Challenge:
Find every line with "this" in it, then report how many there are and nothing more.

Pages as source code
----------------

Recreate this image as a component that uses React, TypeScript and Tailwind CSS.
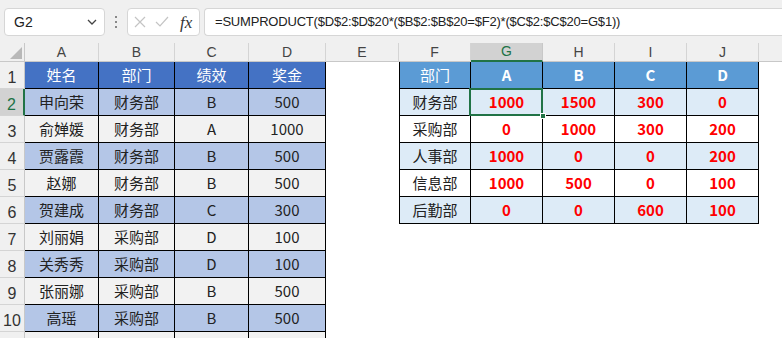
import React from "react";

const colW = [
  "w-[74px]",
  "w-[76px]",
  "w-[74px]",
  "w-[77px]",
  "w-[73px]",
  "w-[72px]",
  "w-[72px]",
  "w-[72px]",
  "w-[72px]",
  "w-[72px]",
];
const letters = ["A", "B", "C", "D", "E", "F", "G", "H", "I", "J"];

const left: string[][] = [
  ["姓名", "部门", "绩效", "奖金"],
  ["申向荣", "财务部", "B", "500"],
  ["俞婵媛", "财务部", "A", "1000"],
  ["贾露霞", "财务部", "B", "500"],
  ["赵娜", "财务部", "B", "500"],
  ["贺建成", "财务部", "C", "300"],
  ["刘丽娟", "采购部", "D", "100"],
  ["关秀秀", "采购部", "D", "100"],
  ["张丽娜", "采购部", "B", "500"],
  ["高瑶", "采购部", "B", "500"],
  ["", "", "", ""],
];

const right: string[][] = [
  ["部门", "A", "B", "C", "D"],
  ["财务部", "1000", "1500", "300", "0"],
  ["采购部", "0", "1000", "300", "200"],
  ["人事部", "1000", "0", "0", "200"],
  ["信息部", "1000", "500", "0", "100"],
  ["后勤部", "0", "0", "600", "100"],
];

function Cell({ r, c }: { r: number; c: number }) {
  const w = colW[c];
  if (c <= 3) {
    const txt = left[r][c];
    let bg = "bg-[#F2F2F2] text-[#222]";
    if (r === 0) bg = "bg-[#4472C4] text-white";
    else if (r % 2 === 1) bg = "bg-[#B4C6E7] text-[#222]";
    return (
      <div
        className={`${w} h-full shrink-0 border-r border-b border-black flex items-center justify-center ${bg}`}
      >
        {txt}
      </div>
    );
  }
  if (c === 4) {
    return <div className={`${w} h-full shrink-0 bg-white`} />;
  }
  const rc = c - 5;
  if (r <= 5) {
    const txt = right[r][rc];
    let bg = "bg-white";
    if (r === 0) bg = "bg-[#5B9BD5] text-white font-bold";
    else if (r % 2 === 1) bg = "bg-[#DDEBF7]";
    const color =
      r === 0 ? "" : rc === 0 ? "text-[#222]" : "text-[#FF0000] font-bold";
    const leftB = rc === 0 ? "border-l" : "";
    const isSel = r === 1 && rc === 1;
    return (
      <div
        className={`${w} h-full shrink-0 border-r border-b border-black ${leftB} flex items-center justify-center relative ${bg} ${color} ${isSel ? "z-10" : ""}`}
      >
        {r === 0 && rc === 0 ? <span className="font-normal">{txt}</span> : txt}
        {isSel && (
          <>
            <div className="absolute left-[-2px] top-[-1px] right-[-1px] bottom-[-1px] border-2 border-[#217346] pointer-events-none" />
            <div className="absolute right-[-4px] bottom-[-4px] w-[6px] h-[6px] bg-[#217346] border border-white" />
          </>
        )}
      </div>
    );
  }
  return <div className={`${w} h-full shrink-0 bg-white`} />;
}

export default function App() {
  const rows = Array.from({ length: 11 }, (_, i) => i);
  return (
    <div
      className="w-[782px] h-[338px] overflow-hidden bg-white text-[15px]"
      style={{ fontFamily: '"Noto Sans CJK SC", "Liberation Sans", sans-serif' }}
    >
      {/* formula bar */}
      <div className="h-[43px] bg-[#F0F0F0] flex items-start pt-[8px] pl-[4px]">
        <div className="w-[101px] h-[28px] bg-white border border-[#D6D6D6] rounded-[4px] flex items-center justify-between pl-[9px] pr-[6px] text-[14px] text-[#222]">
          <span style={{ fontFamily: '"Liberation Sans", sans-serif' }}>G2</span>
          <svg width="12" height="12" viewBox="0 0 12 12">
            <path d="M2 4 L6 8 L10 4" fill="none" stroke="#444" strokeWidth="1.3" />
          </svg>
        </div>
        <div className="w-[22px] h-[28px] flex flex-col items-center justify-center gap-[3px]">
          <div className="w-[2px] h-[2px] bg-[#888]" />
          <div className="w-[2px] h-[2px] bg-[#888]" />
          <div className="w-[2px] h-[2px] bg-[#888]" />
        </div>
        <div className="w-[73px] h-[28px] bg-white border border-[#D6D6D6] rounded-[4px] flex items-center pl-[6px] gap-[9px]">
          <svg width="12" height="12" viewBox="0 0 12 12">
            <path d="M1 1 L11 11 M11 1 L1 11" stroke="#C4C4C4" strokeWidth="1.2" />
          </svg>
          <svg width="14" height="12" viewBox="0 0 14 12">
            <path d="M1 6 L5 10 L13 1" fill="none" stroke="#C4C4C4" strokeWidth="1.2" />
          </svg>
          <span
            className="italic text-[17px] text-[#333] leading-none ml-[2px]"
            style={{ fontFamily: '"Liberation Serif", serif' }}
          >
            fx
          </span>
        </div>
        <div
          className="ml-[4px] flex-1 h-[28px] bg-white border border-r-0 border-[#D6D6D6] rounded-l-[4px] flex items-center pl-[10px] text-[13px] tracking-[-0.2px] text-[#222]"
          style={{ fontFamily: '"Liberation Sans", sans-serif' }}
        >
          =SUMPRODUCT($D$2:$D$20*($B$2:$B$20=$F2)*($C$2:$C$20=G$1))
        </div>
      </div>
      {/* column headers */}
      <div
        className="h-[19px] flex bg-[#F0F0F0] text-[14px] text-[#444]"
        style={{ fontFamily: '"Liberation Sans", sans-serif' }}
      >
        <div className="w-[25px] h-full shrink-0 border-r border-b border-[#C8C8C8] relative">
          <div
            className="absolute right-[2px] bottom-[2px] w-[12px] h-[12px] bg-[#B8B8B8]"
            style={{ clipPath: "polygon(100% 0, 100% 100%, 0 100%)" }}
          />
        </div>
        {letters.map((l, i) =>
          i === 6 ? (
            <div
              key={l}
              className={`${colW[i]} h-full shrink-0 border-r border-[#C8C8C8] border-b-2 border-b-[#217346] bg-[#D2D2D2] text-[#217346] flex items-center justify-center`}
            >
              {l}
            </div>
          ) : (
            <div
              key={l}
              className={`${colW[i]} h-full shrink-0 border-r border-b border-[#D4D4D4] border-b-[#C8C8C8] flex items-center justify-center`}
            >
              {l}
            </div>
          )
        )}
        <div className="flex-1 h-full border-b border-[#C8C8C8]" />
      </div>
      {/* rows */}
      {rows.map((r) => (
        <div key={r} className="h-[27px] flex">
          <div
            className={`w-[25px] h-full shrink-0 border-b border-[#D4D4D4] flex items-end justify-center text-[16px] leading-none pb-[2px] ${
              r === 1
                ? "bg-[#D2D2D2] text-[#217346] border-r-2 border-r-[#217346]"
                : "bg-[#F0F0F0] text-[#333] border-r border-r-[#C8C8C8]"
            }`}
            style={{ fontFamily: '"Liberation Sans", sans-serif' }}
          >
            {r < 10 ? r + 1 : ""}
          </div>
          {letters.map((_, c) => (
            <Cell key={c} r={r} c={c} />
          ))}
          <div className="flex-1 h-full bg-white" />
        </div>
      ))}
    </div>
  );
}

----------------

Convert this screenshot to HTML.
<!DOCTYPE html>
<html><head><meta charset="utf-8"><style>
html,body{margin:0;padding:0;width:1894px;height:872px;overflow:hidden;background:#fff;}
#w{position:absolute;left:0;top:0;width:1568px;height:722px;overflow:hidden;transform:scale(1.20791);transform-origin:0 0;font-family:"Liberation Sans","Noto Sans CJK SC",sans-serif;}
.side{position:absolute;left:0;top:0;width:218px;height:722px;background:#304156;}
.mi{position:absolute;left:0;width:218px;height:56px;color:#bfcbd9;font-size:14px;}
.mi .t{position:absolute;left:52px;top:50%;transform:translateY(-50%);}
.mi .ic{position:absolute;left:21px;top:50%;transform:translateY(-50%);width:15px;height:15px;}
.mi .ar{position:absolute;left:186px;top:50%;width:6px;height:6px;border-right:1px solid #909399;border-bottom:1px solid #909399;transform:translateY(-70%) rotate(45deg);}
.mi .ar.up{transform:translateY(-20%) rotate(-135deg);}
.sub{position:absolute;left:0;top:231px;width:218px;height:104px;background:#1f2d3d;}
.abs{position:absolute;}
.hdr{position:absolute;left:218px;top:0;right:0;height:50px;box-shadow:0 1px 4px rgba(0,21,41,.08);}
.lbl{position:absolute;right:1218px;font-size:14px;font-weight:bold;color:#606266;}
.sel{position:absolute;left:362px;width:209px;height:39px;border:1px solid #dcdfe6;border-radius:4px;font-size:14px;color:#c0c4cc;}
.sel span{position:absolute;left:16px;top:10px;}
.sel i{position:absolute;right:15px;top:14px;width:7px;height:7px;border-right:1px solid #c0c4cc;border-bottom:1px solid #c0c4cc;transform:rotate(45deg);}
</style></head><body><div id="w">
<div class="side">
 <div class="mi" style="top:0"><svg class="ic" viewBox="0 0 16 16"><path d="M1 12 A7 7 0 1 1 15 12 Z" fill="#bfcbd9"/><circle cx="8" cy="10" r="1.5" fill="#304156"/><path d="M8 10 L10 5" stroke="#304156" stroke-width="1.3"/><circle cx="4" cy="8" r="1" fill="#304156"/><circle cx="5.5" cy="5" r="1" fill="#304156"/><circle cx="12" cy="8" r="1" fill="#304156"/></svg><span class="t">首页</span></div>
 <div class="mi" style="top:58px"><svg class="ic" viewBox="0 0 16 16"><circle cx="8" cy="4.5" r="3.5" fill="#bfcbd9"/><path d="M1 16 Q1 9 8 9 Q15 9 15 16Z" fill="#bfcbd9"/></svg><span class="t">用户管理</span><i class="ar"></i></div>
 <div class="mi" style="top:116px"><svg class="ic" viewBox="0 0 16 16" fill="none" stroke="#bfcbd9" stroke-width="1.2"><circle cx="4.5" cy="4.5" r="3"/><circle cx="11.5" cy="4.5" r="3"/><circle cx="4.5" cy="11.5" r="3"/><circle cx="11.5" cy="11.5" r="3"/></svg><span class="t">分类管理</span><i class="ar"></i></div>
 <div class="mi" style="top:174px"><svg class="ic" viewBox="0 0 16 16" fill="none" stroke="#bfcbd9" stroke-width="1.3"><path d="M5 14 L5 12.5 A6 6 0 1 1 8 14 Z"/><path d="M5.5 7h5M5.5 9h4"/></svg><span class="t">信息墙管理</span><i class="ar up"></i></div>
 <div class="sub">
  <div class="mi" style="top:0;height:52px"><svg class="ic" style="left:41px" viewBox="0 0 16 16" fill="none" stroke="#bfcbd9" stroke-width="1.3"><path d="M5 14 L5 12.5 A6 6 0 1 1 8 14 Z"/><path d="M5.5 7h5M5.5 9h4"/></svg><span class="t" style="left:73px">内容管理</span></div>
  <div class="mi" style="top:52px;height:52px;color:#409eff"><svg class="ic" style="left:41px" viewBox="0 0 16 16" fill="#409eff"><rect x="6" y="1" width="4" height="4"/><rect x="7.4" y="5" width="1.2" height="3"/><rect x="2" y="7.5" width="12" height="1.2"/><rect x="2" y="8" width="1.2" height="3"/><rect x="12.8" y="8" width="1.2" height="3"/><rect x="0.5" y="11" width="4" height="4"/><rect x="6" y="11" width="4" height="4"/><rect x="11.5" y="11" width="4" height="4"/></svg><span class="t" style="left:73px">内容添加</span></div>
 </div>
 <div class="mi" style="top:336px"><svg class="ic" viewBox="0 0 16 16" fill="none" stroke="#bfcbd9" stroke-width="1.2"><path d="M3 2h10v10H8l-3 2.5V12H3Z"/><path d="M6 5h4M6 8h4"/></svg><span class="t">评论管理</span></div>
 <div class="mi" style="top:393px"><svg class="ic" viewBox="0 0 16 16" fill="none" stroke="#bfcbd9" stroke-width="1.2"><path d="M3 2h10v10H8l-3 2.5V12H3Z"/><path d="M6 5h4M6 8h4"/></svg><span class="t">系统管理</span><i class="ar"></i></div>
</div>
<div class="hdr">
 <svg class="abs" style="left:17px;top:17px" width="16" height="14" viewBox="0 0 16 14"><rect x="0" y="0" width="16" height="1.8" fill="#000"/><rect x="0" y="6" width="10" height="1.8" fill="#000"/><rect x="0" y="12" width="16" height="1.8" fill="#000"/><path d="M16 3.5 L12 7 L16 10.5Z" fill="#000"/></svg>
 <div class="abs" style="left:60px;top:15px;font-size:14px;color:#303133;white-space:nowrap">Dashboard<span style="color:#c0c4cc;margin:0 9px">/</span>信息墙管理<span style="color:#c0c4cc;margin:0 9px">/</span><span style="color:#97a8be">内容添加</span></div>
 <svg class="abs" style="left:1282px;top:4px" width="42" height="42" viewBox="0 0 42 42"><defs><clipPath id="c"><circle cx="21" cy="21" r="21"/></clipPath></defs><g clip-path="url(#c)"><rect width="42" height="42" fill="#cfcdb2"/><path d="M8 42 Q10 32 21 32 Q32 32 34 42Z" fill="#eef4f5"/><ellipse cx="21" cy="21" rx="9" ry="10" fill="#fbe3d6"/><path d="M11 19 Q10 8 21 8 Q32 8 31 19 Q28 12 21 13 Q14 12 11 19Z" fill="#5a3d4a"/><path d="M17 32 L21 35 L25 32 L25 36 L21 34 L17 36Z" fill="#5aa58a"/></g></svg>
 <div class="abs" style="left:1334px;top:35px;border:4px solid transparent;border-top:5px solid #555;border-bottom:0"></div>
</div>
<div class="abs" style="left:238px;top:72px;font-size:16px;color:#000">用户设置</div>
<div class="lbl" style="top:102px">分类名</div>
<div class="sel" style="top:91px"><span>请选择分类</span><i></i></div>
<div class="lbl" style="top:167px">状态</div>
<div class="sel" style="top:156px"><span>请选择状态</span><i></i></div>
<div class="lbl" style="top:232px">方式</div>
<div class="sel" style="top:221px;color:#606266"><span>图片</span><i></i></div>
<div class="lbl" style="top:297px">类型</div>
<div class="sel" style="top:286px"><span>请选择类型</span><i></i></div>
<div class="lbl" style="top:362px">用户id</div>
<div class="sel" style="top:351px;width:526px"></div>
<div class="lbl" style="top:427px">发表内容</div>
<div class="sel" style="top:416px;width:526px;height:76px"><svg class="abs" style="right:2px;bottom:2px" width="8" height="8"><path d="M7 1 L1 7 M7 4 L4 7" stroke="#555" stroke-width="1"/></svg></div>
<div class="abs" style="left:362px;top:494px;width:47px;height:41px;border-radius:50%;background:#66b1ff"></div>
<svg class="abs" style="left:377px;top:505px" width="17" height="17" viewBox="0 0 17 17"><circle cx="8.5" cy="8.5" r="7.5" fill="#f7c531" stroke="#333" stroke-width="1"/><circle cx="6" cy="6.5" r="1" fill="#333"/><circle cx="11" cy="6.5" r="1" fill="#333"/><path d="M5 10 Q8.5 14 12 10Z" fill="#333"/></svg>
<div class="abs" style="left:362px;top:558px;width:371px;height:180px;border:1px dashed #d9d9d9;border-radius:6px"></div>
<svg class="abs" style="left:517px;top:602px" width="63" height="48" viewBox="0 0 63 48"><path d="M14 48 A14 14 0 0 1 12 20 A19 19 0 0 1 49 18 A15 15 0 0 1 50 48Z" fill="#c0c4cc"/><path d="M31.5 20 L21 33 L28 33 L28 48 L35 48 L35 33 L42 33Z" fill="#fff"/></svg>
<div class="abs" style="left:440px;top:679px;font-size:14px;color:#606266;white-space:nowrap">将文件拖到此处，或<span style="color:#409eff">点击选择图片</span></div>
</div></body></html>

----------------

Exercise solution:
2